Twelve photos from each day of our Africa adventure.
And by “each day” we mean “each day we feel like including.” We’re skipping two right now. One was a day off to do laundry, catch up on the journal, use the Internet, clean up, and take a nap. The nap pictures are good, but the other ones are kind of boring. (Kidding. We didn’t take pics that day.) The other day we’re skipping was a trip to Victoria Falls in Zimbabwe. It was an interesting place, but Mike is disappointed in the pictures because of all the mist and rain, so he skipped sorting and editing them. I think they’re interesting, just like the falls. I hope to write a more detailed post about that day and will select photos then.
So . . . upon leaving Chobe Safari Lodge, we drove the 4WD track along the riverfront, then crossed the border into Namibia on the Caprivi strip. All of these pictures are from the riverfront drive. You’ll see Namibia next time.

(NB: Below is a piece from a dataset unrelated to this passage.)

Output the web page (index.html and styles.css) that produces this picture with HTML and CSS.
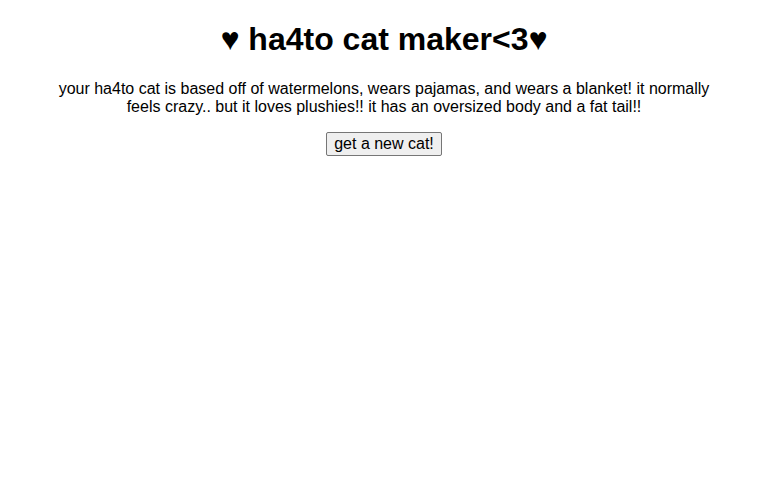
FILE: index.html
```html
<!DOCTYPE html>
<html>
<head>
<meta charset="utf-8">
<link rel="stylesheet" href="styles.css">
</head>
<body>
<h1 class="title">♥ ha4to cat maker&lt;3♥</h1>
<p class="desc">your ha4to cat is based off of watermelons, wears pajamas, and wears a blanket! it normally feels crazy.. but it loves plushies!! it has an oversized body and a fat tail!!</p>
<button class="btn">get a new cat!</button>
</body>
</html>
```
FILE: styles.css
```css
body {
  margin: 0 8px;
  font-family: "Liberation Sans", Arial, sans-serif;
  text-align: center;
  color: #000;
  background: #fff;
}
.title {
  font-size: 32px;
  font-weight: bold;
  margin: 21.44px 0;
}
.desc {
  font-size: 16px;
  margin: 16px 0;
  padding: 0 40px;
}
.btn {
  font-family: "Liberation Sans", Arial, sans-serif;
  font-size: 16px;
  padding: 2px 7px;
  background: #efefef;
  border: 1px solid #767676;
  border-radius: 2px;
  color: #000;
}
```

Elephants filed out of the trees and down the bank to the river for morning drinks and baths. Tons and tons of elephants.
When we parked the car and turned off the engine, we seemed to become part of the landscape. The elephants noted us, but walked quite close anyway, as close as 15 feet away from the open windows of the car. We didn’t take pictures when they were that close; we didn’t talk; we didn’t move. I felt protected in the car, but I didn’t want to startle them, either. What might a startled elephant do? What might a dozen startled elephants do? I don’t want to know.
The elephants enjoy the water. A lot of roughhousing takes place amongst the youngsters. Here, four different pairs tussle.
Another way to cool down is to spray mud all over one’s body. Water, mud, dry dust: It doesn’t matter; it’s all good.
Hippos were out, too. They don’t play. When they tussle, they seem to be making an angry point. Grumps.
A spoonbill. Is that a crazy bill or what?
A puku, I believe. It looks like the lechwe but doesn’t have black on the front legs. They aren’t widely distributed, so this is a rare find, I’m told . . .
. . . unlike impalas, which seem to be everywhere in great numbers.
“Take my picture.”
“How ’bout mine?”
I think it can be hard to get attention when you’re an impala. Not a bad thing if the attention is coming from, say, a lion. Impalas are pretty, and I’m always happy to see them.
“You know you want to take my picture. You think I’m strange and beautiful.”
Yes, I think giraffes are strange and beautiful. And they lend themselves to some interesting shots.
Then there’s the lovely patterned hide that zips up the back.
I wonder how many yards of this a giraffe needs to make a coat.
Now we are out of Botswana and into Namibia.